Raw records

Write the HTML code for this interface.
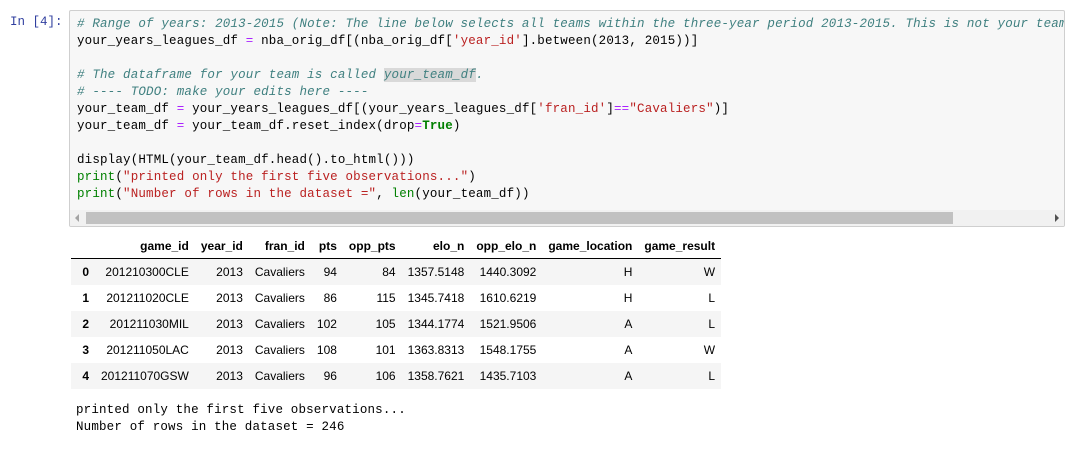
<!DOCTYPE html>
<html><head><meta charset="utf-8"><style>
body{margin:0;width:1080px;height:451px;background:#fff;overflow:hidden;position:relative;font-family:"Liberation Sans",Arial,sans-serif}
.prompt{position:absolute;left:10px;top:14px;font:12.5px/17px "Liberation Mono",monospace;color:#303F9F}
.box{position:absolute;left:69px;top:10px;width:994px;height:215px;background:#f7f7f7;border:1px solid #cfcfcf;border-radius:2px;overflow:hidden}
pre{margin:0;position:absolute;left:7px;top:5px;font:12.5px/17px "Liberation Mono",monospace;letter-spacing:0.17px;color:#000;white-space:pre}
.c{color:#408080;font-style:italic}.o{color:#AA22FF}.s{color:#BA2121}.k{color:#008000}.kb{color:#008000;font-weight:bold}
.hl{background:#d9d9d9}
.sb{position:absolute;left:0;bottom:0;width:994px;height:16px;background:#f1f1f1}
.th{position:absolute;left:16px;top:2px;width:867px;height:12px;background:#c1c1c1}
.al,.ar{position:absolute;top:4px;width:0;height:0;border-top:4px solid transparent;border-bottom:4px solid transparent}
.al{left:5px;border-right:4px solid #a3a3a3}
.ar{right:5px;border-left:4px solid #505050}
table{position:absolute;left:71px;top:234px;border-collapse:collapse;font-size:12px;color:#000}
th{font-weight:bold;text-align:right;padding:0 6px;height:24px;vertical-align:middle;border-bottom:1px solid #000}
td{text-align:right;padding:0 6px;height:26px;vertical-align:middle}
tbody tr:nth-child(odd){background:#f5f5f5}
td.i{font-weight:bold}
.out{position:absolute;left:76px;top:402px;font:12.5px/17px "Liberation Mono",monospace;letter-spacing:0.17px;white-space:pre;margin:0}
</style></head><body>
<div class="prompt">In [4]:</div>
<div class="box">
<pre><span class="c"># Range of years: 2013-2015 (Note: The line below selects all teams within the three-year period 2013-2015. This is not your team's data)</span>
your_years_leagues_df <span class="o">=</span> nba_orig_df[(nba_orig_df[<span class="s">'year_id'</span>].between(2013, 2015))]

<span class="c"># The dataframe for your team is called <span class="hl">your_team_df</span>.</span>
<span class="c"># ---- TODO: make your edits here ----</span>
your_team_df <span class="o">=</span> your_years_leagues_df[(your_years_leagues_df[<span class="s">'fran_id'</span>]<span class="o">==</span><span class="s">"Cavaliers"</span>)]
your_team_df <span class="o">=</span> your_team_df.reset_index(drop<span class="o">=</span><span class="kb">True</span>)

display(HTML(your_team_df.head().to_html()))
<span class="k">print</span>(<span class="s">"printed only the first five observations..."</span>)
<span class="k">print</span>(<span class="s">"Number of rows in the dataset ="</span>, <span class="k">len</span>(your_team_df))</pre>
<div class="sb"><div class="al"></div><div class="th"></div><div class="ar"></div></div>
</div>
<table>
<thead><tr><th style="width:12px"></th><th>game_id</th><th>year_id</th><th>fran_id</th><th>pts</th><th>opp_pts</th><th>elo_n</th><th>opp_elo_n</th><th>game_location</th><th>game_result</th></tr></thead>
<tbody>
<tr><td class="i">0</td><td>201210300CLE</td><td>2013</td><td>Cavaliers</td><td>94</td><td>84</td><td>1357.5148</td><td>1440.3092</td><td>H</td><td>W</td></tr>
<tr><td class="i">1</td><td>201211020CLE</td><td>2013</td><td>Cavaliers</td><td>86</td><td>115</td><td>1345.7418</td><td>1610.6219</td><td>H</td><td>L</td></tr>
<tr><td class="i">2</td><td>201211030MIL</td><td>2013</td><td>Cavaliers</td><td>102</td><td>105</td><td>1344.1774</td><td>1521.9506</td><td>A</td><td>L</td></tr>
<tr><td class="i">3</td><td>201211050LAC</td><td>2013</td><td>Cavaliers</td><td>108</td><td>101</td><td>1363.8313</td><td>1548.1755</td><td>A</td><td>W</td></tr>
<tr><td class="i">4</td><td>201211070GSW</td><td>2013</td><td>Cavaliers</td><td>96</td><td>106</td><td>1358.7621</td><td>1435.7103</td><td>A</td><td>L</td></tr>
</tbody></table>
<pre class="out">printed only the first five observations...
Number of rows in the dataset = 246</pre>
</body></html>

--

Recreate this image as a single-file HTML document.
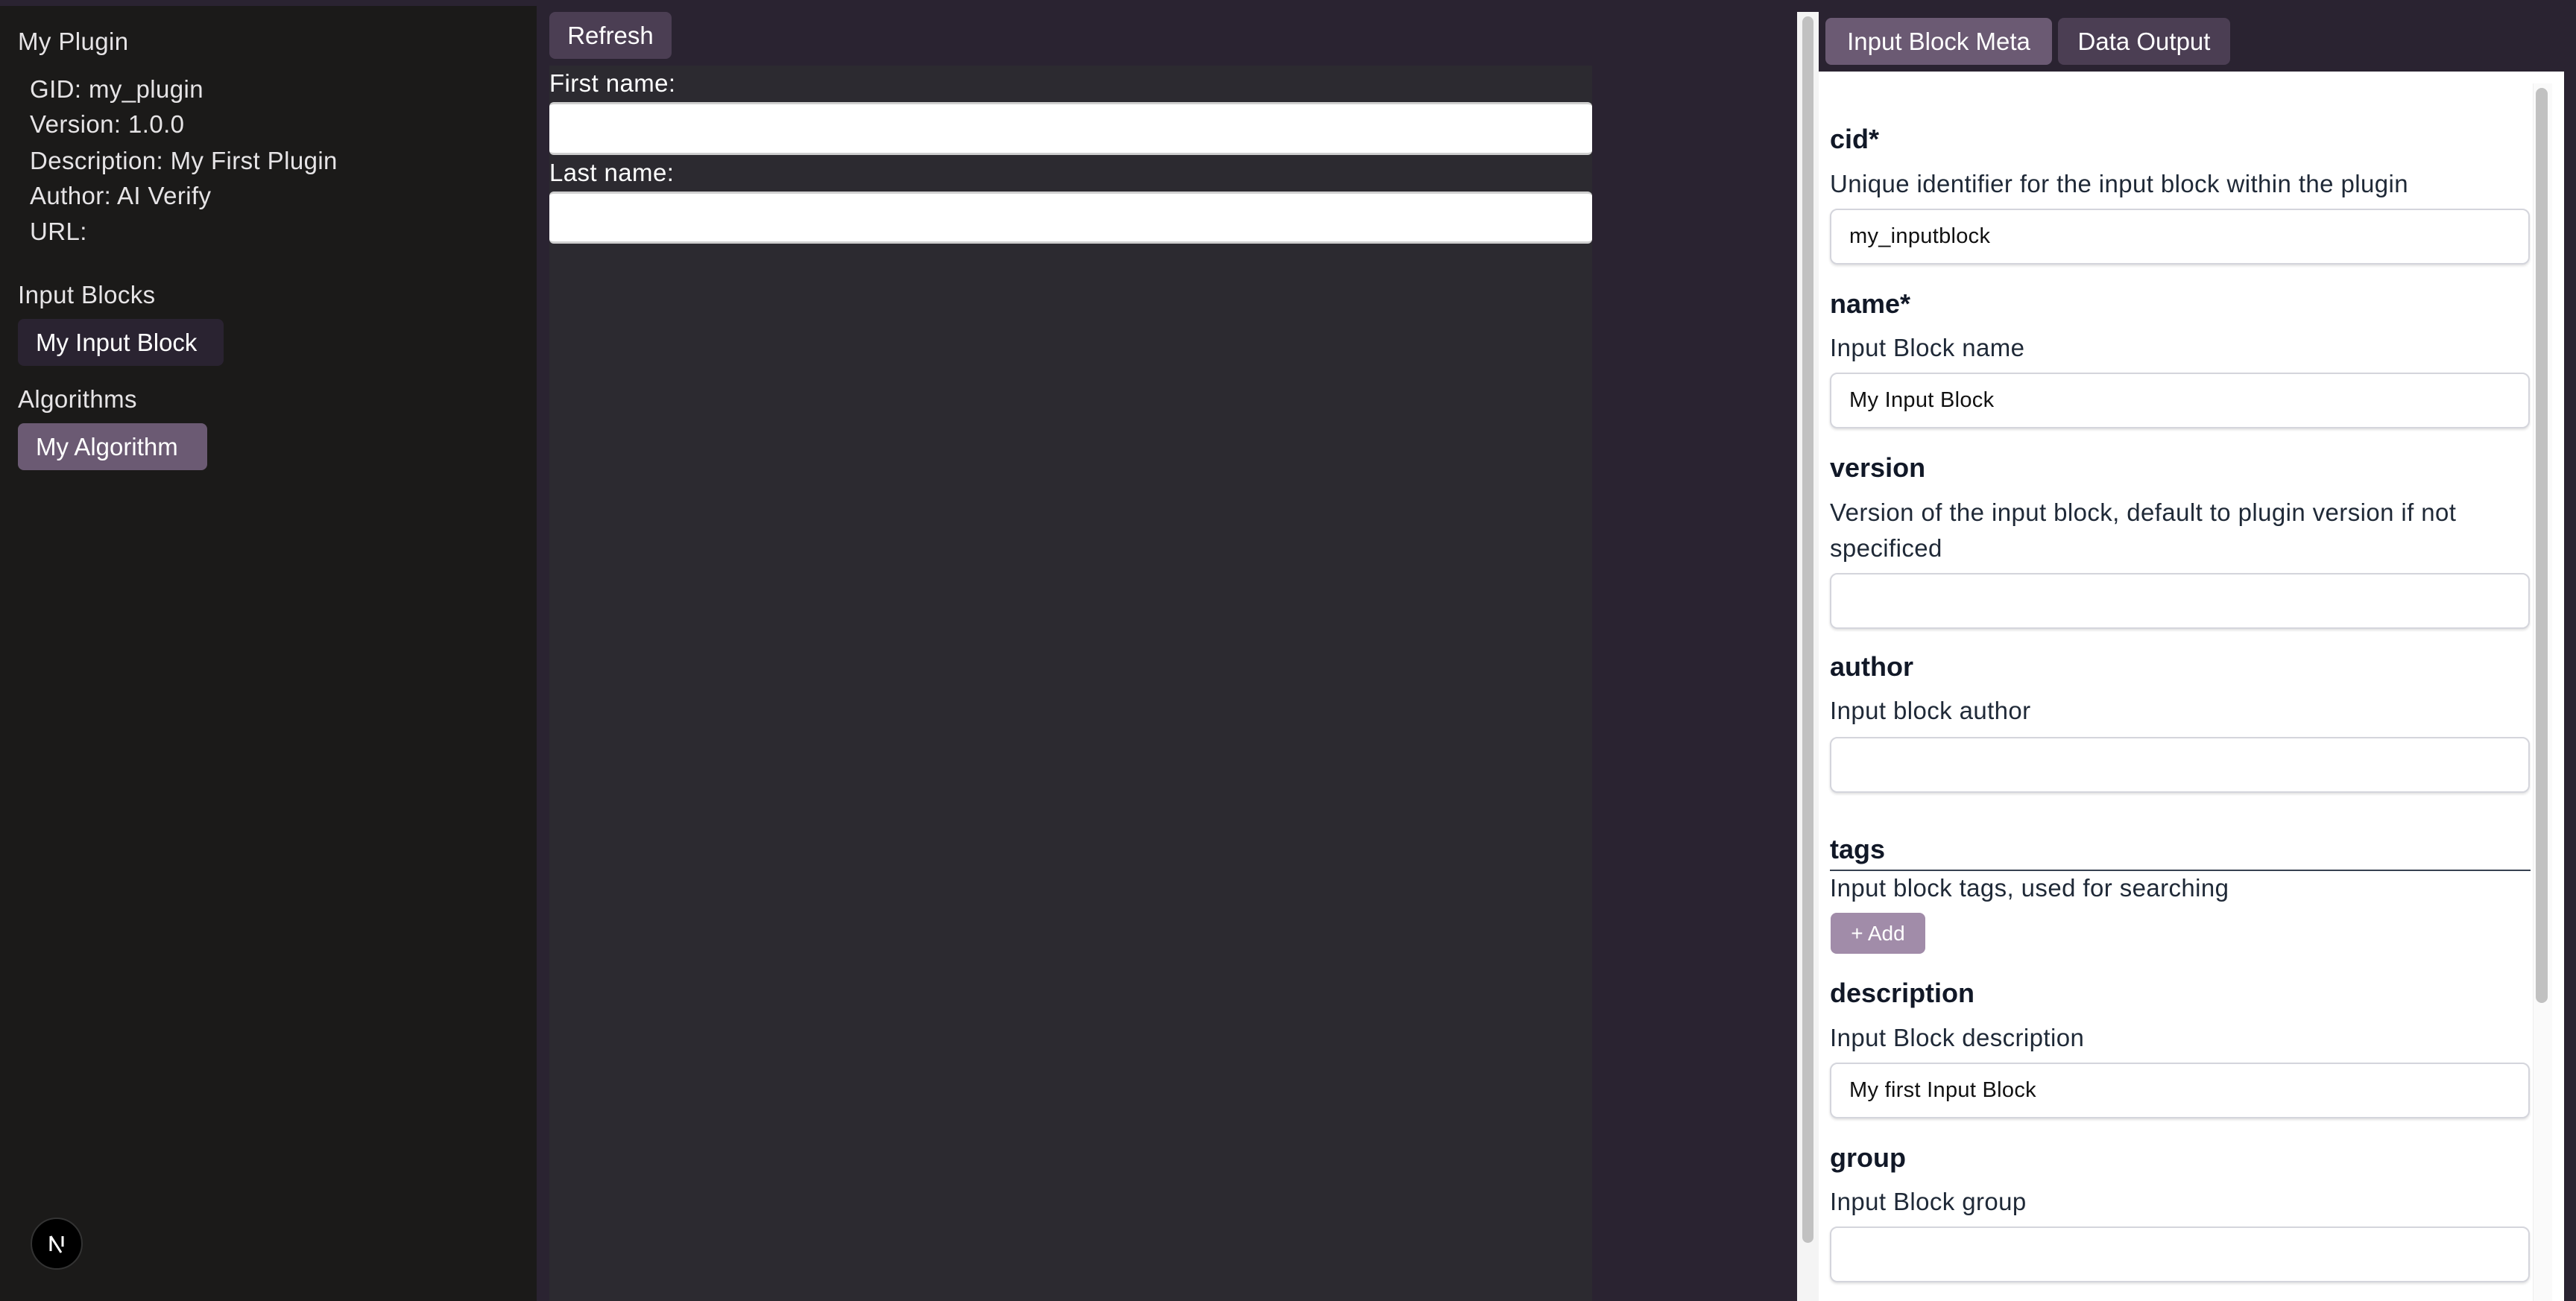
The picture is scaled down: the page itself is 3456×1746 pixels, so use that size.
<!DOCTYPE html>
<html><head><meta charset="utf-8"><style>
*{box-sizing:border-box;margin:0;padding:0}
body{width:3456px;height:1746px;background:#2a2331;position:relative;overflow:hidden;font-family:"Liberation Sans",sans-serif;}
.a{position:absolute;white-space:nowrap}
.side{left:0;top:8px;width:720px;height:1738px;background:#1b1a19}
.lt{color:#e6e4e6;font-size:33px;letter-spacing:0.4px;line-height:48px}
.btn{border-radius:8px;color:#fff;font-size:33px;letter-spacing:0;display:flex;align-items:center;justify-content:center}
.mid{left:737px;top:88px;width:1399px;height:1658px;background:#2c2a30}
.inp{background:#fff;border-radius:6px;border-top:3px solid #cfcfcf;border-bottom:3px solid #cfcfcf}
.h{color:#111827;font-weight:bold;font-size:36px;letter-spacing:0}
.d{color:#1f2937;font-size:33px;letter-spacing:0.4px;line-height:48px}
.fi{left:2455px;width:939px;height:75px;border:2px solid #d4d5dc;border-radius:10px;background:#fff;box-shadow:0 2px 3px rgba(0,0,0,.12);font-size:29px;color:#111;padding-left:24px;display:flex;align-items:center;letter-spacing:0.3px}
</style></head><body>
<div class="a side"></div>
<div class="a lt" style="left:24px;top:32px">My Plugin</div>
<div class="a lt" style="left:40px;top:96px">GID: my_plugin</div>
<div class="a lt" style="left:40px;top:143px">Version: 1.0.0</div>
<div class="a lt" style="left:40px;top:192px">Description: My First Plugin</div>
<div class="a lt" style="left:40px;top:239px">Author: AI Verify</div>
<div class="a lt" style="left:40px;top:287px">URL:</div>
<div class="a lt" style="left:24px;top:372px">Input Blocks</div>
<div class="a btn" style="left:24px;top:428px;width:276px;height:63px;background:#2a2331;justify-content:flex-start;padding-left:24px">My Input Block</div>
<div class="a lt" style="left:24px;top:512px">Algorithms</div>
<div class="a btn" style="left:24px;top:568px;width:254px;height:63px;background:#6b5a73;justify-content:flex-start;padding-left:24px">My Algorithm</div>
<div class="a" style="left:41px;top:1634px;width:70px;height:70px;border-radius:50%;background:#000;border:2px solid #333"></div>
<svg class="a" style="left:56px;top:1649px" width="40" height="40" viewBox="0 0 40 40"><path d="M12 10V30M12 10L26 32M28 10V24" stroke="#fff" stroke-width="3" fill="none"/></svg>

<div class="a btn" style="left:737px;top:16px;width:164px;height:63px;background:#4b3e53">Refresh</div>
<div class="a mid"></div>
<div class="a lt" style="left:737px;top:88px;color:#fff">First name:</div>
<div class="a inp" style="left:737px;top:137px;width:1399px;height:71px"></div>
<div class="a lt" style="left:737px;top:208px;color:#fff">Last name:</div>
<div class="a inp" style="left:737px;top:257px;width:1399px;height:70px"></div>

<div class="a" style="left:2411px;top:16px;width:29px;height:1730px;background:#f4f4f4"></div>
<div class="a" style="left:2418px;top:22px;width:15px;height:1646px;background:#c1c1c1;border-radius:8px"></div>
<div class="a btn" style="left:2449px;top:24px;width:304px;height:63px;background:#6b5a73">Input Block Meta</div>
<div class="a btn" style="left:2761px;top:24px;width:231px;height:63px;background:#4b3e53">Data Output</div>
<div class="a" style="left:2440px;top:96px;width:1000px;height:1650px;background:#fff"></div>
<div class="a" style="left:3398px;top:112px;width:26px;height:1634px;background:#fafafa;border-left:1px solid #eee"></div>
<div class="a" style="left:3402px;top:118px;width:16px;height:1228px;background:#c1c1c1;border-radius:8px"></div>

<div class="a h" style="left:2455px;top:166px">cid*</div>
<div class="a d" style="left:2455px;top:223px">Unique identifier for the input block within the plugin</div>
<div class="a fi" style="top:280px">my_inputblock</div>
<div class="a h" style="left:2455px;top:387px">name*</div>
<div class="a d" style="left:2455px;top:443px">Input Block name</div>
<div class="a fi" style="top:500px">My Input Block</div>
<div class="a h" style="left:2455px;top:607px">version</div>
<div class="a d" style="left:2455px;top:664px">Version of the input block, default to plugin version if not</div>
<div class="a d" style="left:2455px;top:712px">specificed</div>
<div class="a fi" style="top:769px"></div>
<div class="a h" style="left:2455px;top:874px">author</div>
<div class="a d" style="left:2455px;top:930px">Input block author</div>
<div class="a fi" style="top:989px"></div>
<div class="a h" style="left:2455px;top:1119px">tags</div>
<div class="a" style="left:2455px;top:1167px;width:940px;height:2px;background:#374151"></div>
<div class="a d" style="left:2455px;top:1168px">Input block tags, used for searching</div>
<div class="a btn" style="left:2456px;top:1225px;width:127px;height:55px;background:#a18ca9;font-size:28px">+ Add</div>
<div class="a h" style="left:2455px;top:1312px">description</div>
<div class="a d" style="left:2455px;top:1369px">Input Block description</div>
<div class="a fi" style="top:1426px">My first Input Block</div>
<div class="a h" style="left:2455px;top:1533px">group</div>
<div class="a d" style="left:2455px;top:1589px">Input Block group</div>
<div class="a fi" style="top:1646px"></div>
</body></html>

**What you will do**
Copy each line above where the string "size" occurs.

**Result of the task**
table{position:absolute;left:71px;top:234px;border-collapse:collapse;font-size:12px;color:#000}
The picture is scaled down: the page itself is 3456×1746 pixels, so use that size.
.lt{color:#e6e4e6;font-size:33px;letter-spacing:0.4px;line-height:48px}
.btn{border-radius:8px;color:#fff;font-size:33px;letter-spacing:0;display:flex;align-items:center;justify-content:center}
.h{color:#111827;font-weight:bold;font-size:36px;letter-spacing:0}
.d{color:#1f2937;font-size:33px;letter-spacing:0.4px;line-height:48px}
.fi{left:2455px;width:939px;height:75px;border:2px solid #d4d5dc;border-radius:10px;background:#fff;box-shadow:0 2px 3px rgba(0,0,0,.12);font-size:29px;color:#111;padding-left:24px;display:flex;align-items:center;letter-spacing:0.3px}
<div class="a btn" style="left:2456px;top:1225px;width:127px;height:55px;background:#a18ca9;font-size:28px">+ Add</div>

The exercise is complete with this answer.